SGCNAX: A Scalable Graph Convolutional Neural Network Accelerator With Workload Balancing

Convolutional Neural Networks (GCNs) have emerged as promising tools for graph-based machine learning applications. Given that GCNs are both compute- and memory-intensive, this constitutes a major challenge for the underlying hardware to efficiently process large-scale GCNs. In this article, we introduce SGCNAX, a scalable GCN accelerator architecture for the high-performance and energy-efficient acceleration of GCNs. Unlike prior GCN accelerators that either employ limited loop optimization techniques, or determine the design variables based on random sampling, we systematically explore the loop optimization techniques for GCN acceleration and propose a flexible GCN dataflow that adapts to different GCN configurations to achieve optimal efficiency. We further propose two hardware-based techniques to address the workload imbalance problem caused by the unbalanced distribution of zeros in GCNs.

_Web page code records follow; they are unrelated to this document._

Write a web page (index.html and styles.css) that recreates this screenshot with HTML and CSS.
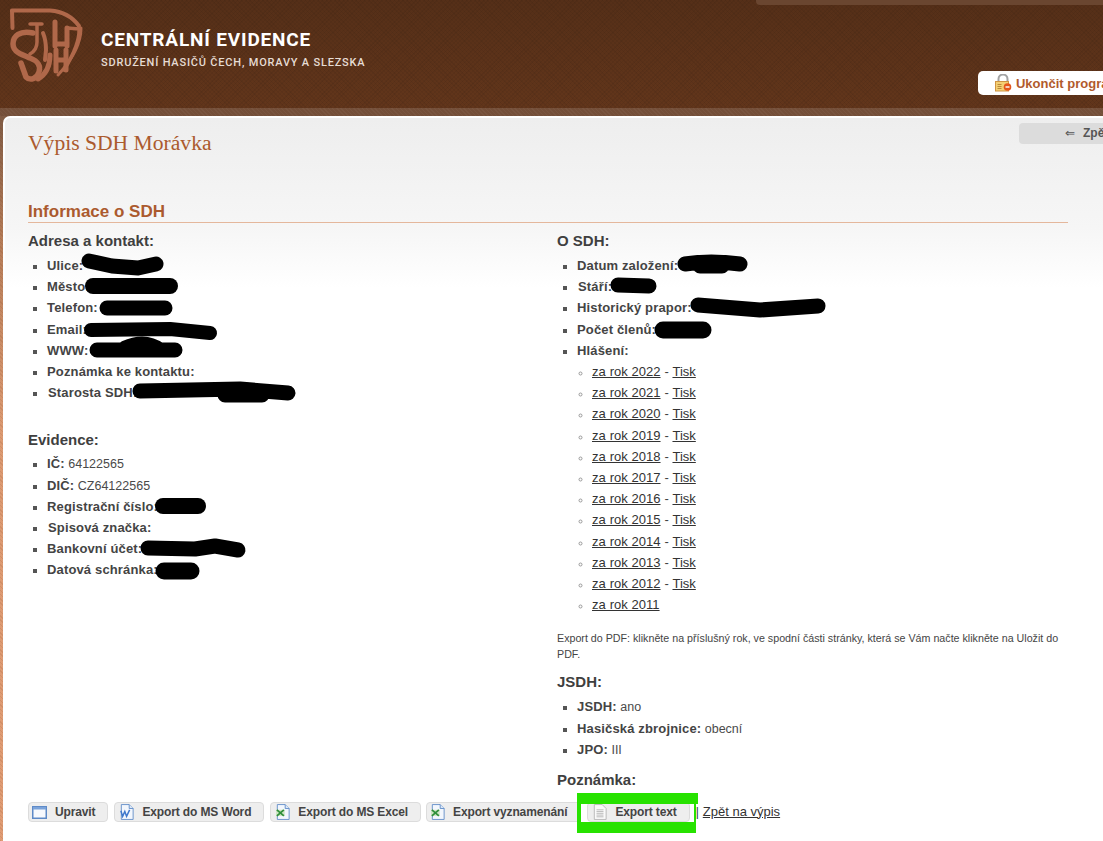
FILE: index.html
```html
<!DOCTYPE html>
<html lang="cs">
<head>
<meta charset="utf-8">
<title>Centrální evidence</title>
<link rel="stylesheet" href="styles.css">
</head>
<body>
<div class="page">
  <header class="header">
    <div class="topstrip"></div>
    <div class="brandrow">
      <svg class="logo" width="95" height="95" viewBox="0 0 95 95" fill="none" stroke="#b0684a" stroke-linecap="round" stroke-linejoin="round">
        <path stroke-width="4" d="M12.5 28 L12 10.5 L50 10.5 Q69 12 79 26"/>
        <path stroke-width="3" d="M81 28 Q81 50 58 75"/>
        <path stroke-width="5.5" d="M33 33 C20 30 13 36 13 44 C13 52 22 55 30 58 C38 61 41 66 39 72 C37 79 30 81 26 77 L21 63"/>
        <path stroke-width="3.5" d="M30 24 H42 M37 24 V42 Q37 50 30 54"/>
        <path stroke-width="4" d="M43 33 Q46 40 46 50 L45 60"/>
        <path stroke-width="5" d="M55 22 V46 M67 28 V46 M55 44 H67"/>
        <path stroke-width="3.5" d="M67 28 L79 29 Q80 44 64 70"/>
        <path stroke-width="5" d="M50 55 Q50 72 38 79 M56 50 V71 M66 50 V70 M56 60 H66"/>
      </svg>
      <div class="brand">
        <div class="brand-title">CENTRÁLNÍ EVIDENCE</div>
        <div class="brand-sub">SDRUŽENÍ HASIČŮ ČECH, MORAVY A SLEZSKA</div>
      </div>
      <a class="logout" href="#">
        <svg class="logout-icon" width="18" height="18" viewBox="0 0 18 18">
          <path d="M4.5 8 V5 a4.5 4.5 0 0 1 9 0 V8" fill="none" stroke="#a3a3a3" stroke-width="2"/>
          <rect x="1.5" y="7.5" width="13" height="9.5" fill="#f4cf73" stroke="#cf9442"/>
          <path d="M3.5 10.5 h4 M3.5 12.5 h4 M3.5 14.5 h4" stroke="#b98a3a"/>
          <circle cx="13.5" cy="13" r="3.8" fill="#e5561c"/>
          <path d="M11.5 13 h4" stroke="#fff" stroke-width="1.4"/>
        </svg>
        Ukončit program
      </a>
    </div>
    <div class="band"></div>
  </header>

  <main class="card">
    <div class="titlerow">
      <h1 class="title">Výpis SDH Morávka</h1>
      <a class="back" href="#"><span class="back-arrow">⇐</span>Zpět na výpis</a>
    </div>

    <h2 class="section">Informace o SDH</h2>

    <div class="columns">
      <div class="col-left">
        <h3 class="sub">Adresa a kontakt:</h3>
        <ul class="info">
          <li><b>Ulice:</b></li>
          <li><b>Město:</b></li>
          <li><b>Telefon:</b></li>
          <li><b>Email:</b></li>
          <li><b>WWW:</b></li>
          <li><b>Poznámka ke kontaktu:</b></li>
          <li><b class="nudge">Starosta SDH:</b></li>
        </ul>
        <h3 class="sub sub-evidence">Evidence:</h3>
        <ul class="info info-tight">
          <li><b>IČ:</b> 64122565</li>
          <li><b>DIČ:</b> CZ64122565</li>
          <li><b>Registrační číslo:</b></li>
          <li><b class="nudge">Spisová značka:</b></li>
          <li><b>Bankovní účet:</b></li>
          <li><b>Datová schránka:</b></li>
        </ul>
      </div>
      <div class="col-right">
        <h3 class="sub">O SDH:</h3>
        <ul class="info">
          <li><b>Datum založení:</b></li>
          <li><b class="nudge">Stáří:</b></li>
          <li><b>Historický prapor:</b></li>
          <li><b>Počet členů:</b></li>
          <li><b>Hlášení:</b>
            <ul class="years">
              <li><a href="#">za rok 2022</a> - <a href="#">Tisk</a></li>
              <li><a href="#">za rok 2021</a> - <a href="#">Tisk</a></li>
              <li><a href="#">za rok 2020</a> - <a href="#">Tisk</a></li>
              <li><a href="#">za rok 2019</a> - <a href="#">Tisk</a></li>
              <li><a href="#">za rok 2018</a> - <a href="#">Tisk</a></li>
              <li><a href="#">za rok 2017</a> - <a href="#">Tisk</a></li>
              <li><a href="#">za rok 2016</a> - <a href="#">Tisk</a></li>
              <li><a href="#">za rok 2015</a> - <a href="#">Tisk</a></li>
              <li><a href="#">za rok 2014</a> - <a href="#">Tisk</a></li>
              <li><a href="#">za rok 2013</a> - <a href="#">Tisk</a></li>
              <li><a href="#">za rok 2012</a> - <a href="#">Tisk</a></li>
              <li><a href="#">za rok 2011</a></li>
            </ul>
          </li>
        </ul>
        <p class="note">Export do PDF: klikněte na příslušný rok, ve spodní části stránky, která se Vám načte klikněte na Uložit do PDF.</p>
        <h3 class="sub sub-jsdh">JSDH:</h3>
        <ul class="info">
          <li><b>JSDH:</b> ano</li>
          <li><b>Hasičská zbrojnice:</b> obecní</li>
          <li><b>JPO:</b> III</li>
        </ul>
        <h3 class="sub sub-note">Poznámka:</h3>
      </div>
    </div>

    <div class="actions">
      <a class="btn btn-window" href="#">
        <svg width="15" height="13" viewBox="0 0 15 13"><rect x=".75" y=".75" width="13.5" height="11.5" fill="#f7f9fd" stroke="#5e8ac7" stroke-width="1.5"/><rect x="1" y="1" width="13" height="2.5" fill="#7ba3da"/></svg>
        <span class="btn-label">Upravit</span>
      </a>
      <a class="btn" href="#">
        <svg width="14" height="16" viewBox="0 0 16 18"><path d="M1.5 .5 H10.5 L15 5 V17.5 H1.5 Z" fill="#f3f7fd" stroke="#5e8ac7"/><path d="M10.5 .5 V5 H15" fill="#dbe7f7" stroke="#5e8ac7"/><path d="M1 7.5 L3 14 L5.5 8.5 L7.5 14 L11 6.5" fill="none" stroke="#3f78cc" stroke-width="1.7"/></svg>
        <span class="btn-label">Export do MS Word</span>
      </a>
      <a class="btn" href="#">
        <svg width="14" height="16" viewBox="0 0 16 18"><path d="M1.5 .5 H10.5 L15 5 V17.5 H1.5 Z" fill="#f3f7fd" stroke="#5e8ac7"/><path d="M10.5 .5 V5 H15" fill="#dbe7f7" stroke="#5e8ac7"/><path d="M0 6.5 H10 V13.5 H0 Z" fill="#cfe5c4"/><path d="M1 6.5 L9 13.5 M9 6.5 L1 13.5" stroke="#2f8f3a" stroke-width="2"/></svg>
        <span class="btn-label">Export do MS Excel</span>
      </a>
      <a class="btn btn-tight" href="#">
        <svg width="14" height="16" viewBox="0 0 16 18"><path d="M1.5 .5 H10.5 L15 5 V17.5 H1.5 Z" fill="#f3f7fd" stroke="#5e8ac7"/><path d="M10.5 .5 V5 H15" fill="#dbe7f7" stroke="#5e8ac7"/><path d="M0 6.5 H10 V13.5 H0 Z" fill="#cfe5c4"/><path d="M1 6.5 L9 13.5 M9 6.5 L1 13.5" stroke="#2f8f3a" stroke-width="2"/></svg>
        <span class="btn-label">Export vyznamenání</span>
      </a>
      <a class="btn btn-marked" href="#">
        <svg width="14" height="16" viewBox="0 0 16 18"><path d="M1.5 .5 H10.5 L15 5 V17.5 H1.5 Z" fill="#fafafa" stroke="#b4b4b4"/><path d="M4 6.5 H12 M4 8.5 H12 M4 10.5 H12 M4 12.5 H12 M4 14.5 H12" stroke="#b4b4b4"/></svg>
        <span class="btn-label">Export text</span>
        <span class="marker"></span>
      </a>
      <span class="sep">|</span>
      <a class="backlink" href="#">Zpět na výpis</a>
    </div>
  </main>

  <svg class="redactions" width="1103" height="841" viewBox="0 0 1103 841" fill="none" stroke="#000" stroke-linecap="round" stroke-linejoin="round">
    <path stroke-width="15" d="M89 261 L112 266 L138 268 L156 264"/>
    <path stroke-width="16" d="M93 286 L170 286"/>
    <path stroke-width="15" d="M107 308 L165 308"/>
    <path stroke-width="14" d="M91 330 L170 329 L210 333"/>
    <path stroke-width="15" d="M97 350 L175 350 M125 348 Q145 339 160 350"/>
    <path stroke-width="15" d="M140 391 L240 389 L288 393 M225 395 L262 395"/>
    <path stroke-width="16" d="M163 506 L198 506"/>
    <path stroke-width="15" d="M148 548 L195 549 L215 546 L238 550"/>
    <path stroke-width="17" d="M164 571 L191 571"/>
    <path stroke-width="15" d="M685 264 Q710 260 740 264 M700 266 L722 266"/>
    <path stroke-width="15" d="M618 285 L649 286"/>
    <path stroke-width="15" d="M698 305 L760 310 L818 306"/>
    <path stroke-width="17" d="M663 330 L703 330"/>
  </svg>
</div>
</body>
</html>
```

FILE: styles.css
```css
* { box-sizing: border-box; }

html, body {
  margin: 0;
  padding: 0;
  height: 100%;
}

body {
  font-family: "Liberation Sans", Arial, sans-serif;
  font-size: 13px;
  color: #444;
  overflow: hidden;
}

.page {
  position: relative;
  width: 1103px;
  height: 841px;
  overflow: hidden;
  background-image:
    repeating-linear-gradient(45deg, rgba(120,60,20,.12) 0 1px, transparent 1px 3px),
    linear-gradient(#7d5a44 110px, #b57c58 240px, #dc9a72 430px, #e09c74);
  display: flex;
  flex-direction: column;
}

/* header */
.header {
  display: flex;
  flex-direction: column;
  height: 116px;
  flex-shrink: 0;
  background-color: #5a3119;
  background-image:
    repeating-linear-gradient(45deg, rgba(0,0,0,.05) 0 1px, transparent 1px 3px),
    repeating-linear-gradient(-45deg, rgba(0,0,0,.05) 0 1px, transparent 1px 3px),
    linear-gradient(#552f18, #63361b);
}

.topstrip {
  height: 5px;
  width: 347px;
  align-self: flex-end;
  background: #6a4630;
  border-bottom-left-radius: 4px;
  flex-shrink: 0;
}

.brandrow {
  display: flex;
  align-items: flex-start;
  height: 108px;
  margin-top: -5px;
}

.logo { flex-shrink: 0; display: block; }

.brand {
  margin: 29px 0 0 6px;
  white-space: nowrap;
}

.brand-title {
  font-family: Roboto, "Liberation Sans", sans-serif;
  font-weight: 700;
  font-size: 19px;
  line-height: 22px;
  letter-spacing: .83px;
  color: #fff;
}

.brand-sub {
  font-family: Roboto, "Liberation Sans", sans-serif;
  font-weight: 500;
  font-size: 11px;
  line-height: 14px;
  margin-top: 5px;
  letter-spacing: .8px;
  color: #e6dcd4;
}

.logout {
  display: flex;
  align-items: center;
  flex-shrink: 0;
  margin: 71px -33px 0 auto;
  height: 24px;
  padding: 0 16px;
  background: #fff;
  border-radius: 5px;
  font-weight: 700;
  font-size: 13px;
  color: #b15a2c;
  text-decoration: none;
  white-space: nowrap;
}

.logout-icon { margin-right: 4px; flex-shrink: 0; }

.band {
  height: 8px;
  flex-shrink: 0;
  background-color: #744f39;
  background-image:
    repeating-linear-gradient(45deg, rgba(255,255,255,.035) 0 1px, transparent 1px 3px);
}

/* card */
.card {
  flex: 1;
  margin-left: 3px;
  padding: 0 35px 0 23px;
  border-top: 2px solid #fff;
  border-left: 2px solid #fff;
  border-top-left-radius: 7px;
  background: linear-gradient(#eeeeee, #f6f6f6 110px, #fff 170px);
  display: flex;
  flex-direction: column;
}

.titlerow {
  display: flex;
  align-items: flex-start;
  justify-content: space-between;
  height: 83px;
  margin-right: -35px;
}

.title {
  margin: 12px 0 0;
  font-family: "Liberation Serif", "Times New Roman", serif;
  font-weight: 400;
  font-size: 21.6px;
  line-height: 26px;
  color: #ab5a2e;
}

.back {
  margin: 5px -76px 0 0;
  width: 160px;
  height: 21px;
  flex-shrink: 0;
  padding-left: 46px;
  background: #dcdcdc;
  border-radius: 4px;
  font-weight: 700;
  font-size: 12px;
  line-height: 21px;
  color: #555;
  text-decoration: none;
  white-space: nowrap;
}

.back-arrow {
  font-weight: 400;
  margin-right: 8px;
}

.section {
  margin: 0;
  padding: 1px 0 0;
  border-bottom: 1px solid #e4b79c;
  font-size: 17px;
  line-height: 20px;
  font-weight: 700;
  color: #ab5a2e;
}

.columns {
  display: grid;
  grid-template-columns: 529px 511px;
  height: 579px;
}

.sub {
  margin: 0;
  font-size: 15px;
  line-height: 20px;
  font-weight: 700;
  color: #3f3f3f;
}

.col-left .sub, .col-right .sub { padding-top: 8px; }

.sub-evidence { margin-top: 18px; }
.sub-jsdh { margin-top: 2px; }
.sub-note { margin-top: 1px; }

.info {
  margin: 5px 0 0;
  padding: 0 0 0 19px;
  list-style: square;
}

.info-tight { margin-top: 4px; }

.col-right .info { padding-left: 20px; }

.info > li {
  line-height: 21.2px;
  color: #4a4a4a;
  font-size: 12.5px;
}

.info > li > b {
  font-size: 13px;
  line-height: 1;
  letter-spacing: .15px;
  color: #444;
}

.info > li::marker { color: #555; font-size: 12px; }

.nudge { margin-left: 1px; }

.years {
  margin: -1px 0 0;
  padding: 0 0 0 15px;
  list-style: circle;
}

.years > li {
  line-height: 21.2px;
  font-size: 13px;
  word-spacing: .3px;
  color: #444;
}

.years > li::marker { color: #999; font-size: 11px; }

.years a { color: #333; }

.note {
  margin: 15px 0 0;
  font-size: 10.7px;
  line-height: 16px;
  color: #444;
}

/* action row */
.actions {
  display: flex;
  align-items: center;
  gap: 6px;
  height: 20px;
}

.btn {
  position: relative;
  display: flex;
  align-items: center;
  height: 20px;
  padding: 0 12px 0 5px;
  background: #eee;
  border: 1px solid #dcdcdc;
  border-radius: 4px;
  font-weight: 700;
  font-size: 12px;
  letter-spacing: -.13px;
  color: #444;
  text-decoration: none;
  white-space: nowrap;
}

.btn-window { padding: 0 12px 0 3px; }
.btn-tight { padding: 0 13px 0 4px; margin-left: -1px; }

.btn svg { flex-shrink: 0; }
.btn-label { margin-left: 8px; }

.marker {
  position: absolute;
  left: -11px;
  right: -7px;
  top: -10px;
  bottom: -12px;
  border: solid #27e200;
  border-width: 11px 2px 11px 4px;
  pointer-events: none;
}

.marker::after {
  content: "";
  position: absolute;
  left: 100%;
  top: -11px;
  width: 4px;
  height: 11px;
  background: #27e200;
}

.sep {
  margin-right: -2px;
  font-size: 12px;
  color: #333;
}

.backlink {
  margin-bottom: 2px;
  font-size: 13px;
  color: #333;
}

.redactions {
  position: absolute;
  left: 0;
  top: 0;
  pointer-events: none;
}
```
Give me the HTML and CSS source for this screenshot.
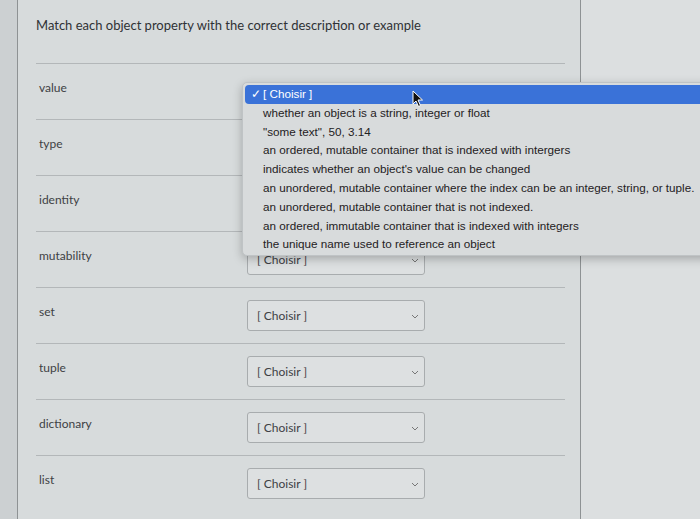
FILE: index.html
```html
<!DOCTYPE html>
<html lang="en">
<head>
  <meta charset="UTF-8">
  <title>Match each object property</title>
  <link rel="stylesheet" href="styles.css">
</head>
<body>
  <div class="page">
    <div class="edge"></div>

    <!-- question panel -->
    <div class="panel">
      <p class="question">Match each object property with the correct description or example</p>
      <div class="rows">
        <div class="row"><span class="label">value</span></div>
        <div class="row"><span class="label">type</span></div>
        <div class="row"><span class="label">identity</span></div>
        <div class="row">
          <span class="label">mutability</span>
          <div class="select"><span>[ Choisir ]</span><svg class="chev" width="8" height="5" viewBox="0 0 8 5"><path d="M1 1 L4 4 L7 1" fill="none" stroke="#777" stroke-width="1"/></svg></div>
        </div>
        <div class="row">
          <span class="label">set</span>
          <div class="select"><span>[ Choisir ]</span><svg class="chev" width="8" height="5" viewBox="0 0 8 5"><path d="M1 1 L4 4 L7 1" fill="none" stroke="#777" stroke-width="1"/></svg></div>
        </div>
        <div class="row">
          <span class="label">tuple</span>
          <div class="select"><span>[ Choisir ]</span><svg class="chev" width="8" height="5" viewBox="0 0 8 5"><path d="M1 1 L4 4 L7 1" fill="none" stroke="#777" stroke-width="1"/></svg></div>
        </div>
        <div class="row">
          <span class="label">dictionary</span>
          <div class="select"><span>[ Choisir ]</span><svg class="chev" width="8" height="5" viewBox="0 0 8 5"><path d="M1 1 L4 4 L7 1" fill="none" stroke="#777" stroke-width="1"/></svg></div>
        </div>
        <div class="row">
          <span class="label">list</span>
          <div class="select"><span>[ Choisir ]</span><svg class="chev" width="8" height="5" viewBox="0 0 8 5"><path d="M1 1 L4 4 L7 1" fill="none" stroke="#777" stroke-width="1"/></svg></div>
        </div>
      </div>
    </div>

    <div class="side"></div>
  </div>

  <!-- open dropdown menu -->
  <ul class="menu">
    <li class="active"><span class="check">✓</span>[ Choisir ]</li>
    <li>whether an object is a string, integer or float</li>
    <li>"some text", 50, 3.14</li>
    <li>an ordered, mutable container that is indexed with intergers</li>
    <li>indicates whether an object's value can be changed</li>
    <li>an unordered, mutable container where the index can be an integer, string, or tuple.</li>
    <li>an unordered, mutable container that is not indexed.</li>
    <li>an ordered, immutable container that is indexed with integers</li>
    <li>the unique name used to reference an object</li>
  </ul>

  <svg class="cursor" width="12" height="18" viewBox="0 0 12 18">
    <path d="M1 1 L1 14 L4 11 L6.5 16.5 L8.5 15.5 L6 10 L10.5 10 Z" fill="#111" stroke="#fff" stroke-width="1"/>
  </svg>
</body>
</html>
```

FILE: styles.css
```css
* { box-sizing: border-box; margin: 0; padding: 0; }
body {
  font-family: 'Lato', 'Liberation Sans', sans-serif;
  background: #d6dadc;
  width: 700px;
  height: 519px;
  overflow: hidden;
  position: relative;
  color: #3a3d40;
}
.page {
  display: flex;
  height: 519px;
}
.edge {
  width: 18px;
  background: #ccd0d2;
  border-right: 1px solid #8e9294;
}
.panel {
  width: 563px;
  padding: 0 15px 0 18px;
  background: #d7dbdc;
  border-right: 1px solid #8e9294;
}
.side {
  flex: 1;
  background: #dcdfe0;
}
.question {
  font-size: 13px;
  padding: 17px 0 0 0;
  height: 63px;
  color: #2f3235;
}
.row {
  display: flex;
  align-items: flex-start;
  height: 56px;
  border-top: 1px solid #b3b7b9;
}
.label {
  width: 211px;
  font-size: 12px;
  padding: 16px 0 0 3px;
  color: #3e4144;
}
.select {
  margin-top: 12px;
  width: 178px;
  height: 31px;
  display: flex;
  align-items: center;
  justify-content: space-between;
  padding: 0 5px 0 9px;
  background: #dde0e1;
  border: 1px solid #a8acae;
  border-radius: 3px;
  font-size: 12px;
  color: #3e4144;
}
.chev { margin-top: 1px; }

/* open dropdown */
.menu {
  position: absolute;
  left: 242px;
  top: 82px;
  width: 480px;
  height: 174px;
  list-style: none;
  padding: 2px 0 0 2px;
  background: #d8dbdc;
  border: 1px solid #bfc3c5;
  border-radius: 5px;
  box-shadow: 0 3px 10px rgba(0, 0, 0, 0.25);
  font-family: 'Liberation Sans', sans-serif;
  font-size: 11.7px;
  color: #1f2123;
}
.menu li {
  height: 18.8px;
  line-height: 18.8px;
  padding-left: 18px;
  white-space: nowrap;
}
.menu li.active {
  background: #3a72d8;
  color: #fff;
  border-radius: 4px;
  padding-left: 6px;
}
.check {
  display: inline-block;
  width: 12px;
}
.cursor {
  position: absolute;
  left: 412px;
  top: 90px;
}
```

Specifically, SGCNAX exploits an outer-product-based computation architecture that mitigates the intra-PE (Processing Elements) workload imbalance, and employs a group-and-shuffle approach to mitigate the inter-PE workload imbalance. Simulation results show that SGCNAX performs 9.2×, 1.6× and 1.2× better, and reduces DRAM accesses by a factor of 9.7×, 2.9× and 1.2× compared to HyGCN, AWB-GCN, and GCNAX, respectively.